How one would prove such a thing...... I guess it would be akin to finding the mathematical equasion that is equal to God (likely not possible.... actually didn't the mathematician Godel prove that such a thing was impossible?)

Am I reading too much into your post? In any event, this is the kind of discussion I was aiming for when I wrote the original post. I often play devils advocate (it helps me get my mind around an issue)- and you will probably see me play devils advocate in the future- but this time, I really am just asking- what makes this thing work? Are we fooling ourselves, or is there really something, er..... (paranormal/psychic/occult/etc) going on here?

-tb
 

Zephyros

A fascinating discussion!!!

I must agree with the Umbrae-ic point of view. Not that I'm judging the scientific point of view, only saying that I have enough humility to understand up to what point I can take it. Honestly I don't know why Tarot works, or really, if it does at all. Perhaps the cards really can fit all situations and all this is just wishful thinking.

However, questions are meant to be asked, and how Tarot works is a good one. There may be many answers or only one, but I doubt we will find any really conclusive answer. There was a time when I used to ask myself how and why it worked, while at other times, after not-so-successful reading, why it doesn't work. Perhaps I'm making a mistake in not asking still, but in the end, it does work for me, and I don't think I have to be a mechanical engineer to drive a car...:) I don't need to know all the processes that make the car go, it just does. I'm exagerating, of course, but so it is:)
 

jmd

Though I do not share thinbuddha's nor Lyric's quote of Whyte's view - basically a reductionist physicalist view of the world - a world that I consider essentially spiritual, the question posed is, contra my friend Umbrae, in my view an important one: How does Tarot work?

Of course, for someone who has a non-spiritual view of the world, any description taking as a foundation a spiritual underpinning will be viewed as flawed. Similarly, a flat-earther will likewise view any 'evidence' that the Earth is (roughly) spherical as essentially flawed.

When I go shopping, I swipe a mere bit of plastic with a magnetic strip on the back, and I can walk out with goods from any shop. Unfortunately, when I later check my bank balance, it seems to have taken a slump. Sometimes, I even type things on my keyboard, and Umbrae or Jeannette (I presume) somewhat respond to these pixels of light and send me a (nother) deck... unfortunately again this seems to cause a dip in my bank balance!

The point is that just because Tarot is 'expressed' or 'manifests' as pigment on cardboard or parchment (or plastic) does not mean that it is mere pigment on parchment - and certainly not random meaningless ink-imprints.

How does it work?

Having an essentially spiritual view of the world, I tend to see things as possibly far more interconnected in meaningful ways than some of my physicalist companions.

'Beyond' the obvious scenes are many forces at work, each, in essence, spiritual. That specific cards emerge at specific instances reflects, in my own personal view, meaningful indications.
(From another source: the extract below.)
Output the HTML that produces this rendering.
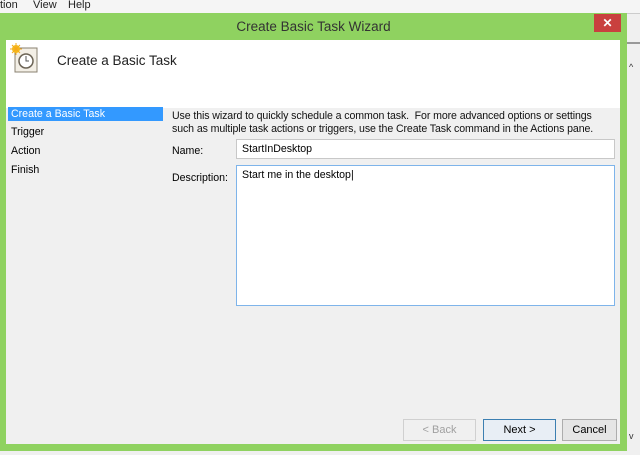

How open and ready we each are to render this form of communication across to another person has an importance that Umbrae highlights over and over. In a reading, it is not the understanding of how it works that is important, but what one does (or say) - similarly, in entering the house, it is not my understanding of the workings of electricity that will matter, but on the ability to turn on the lights (and this computer!).

So on which 'camp' do I stand? certainly not on the one that seeks to reduce the spiritual to mere Jungian 'psychological pressures', to physical explanations, to dispositions to culturally explain - though these too may be of import. Rather, and despite the gap of understanding that arises in possibly whichever view we may have, a view of the world as essentially spiritual hints me to view the workings of a reading in essentially spiritual ways.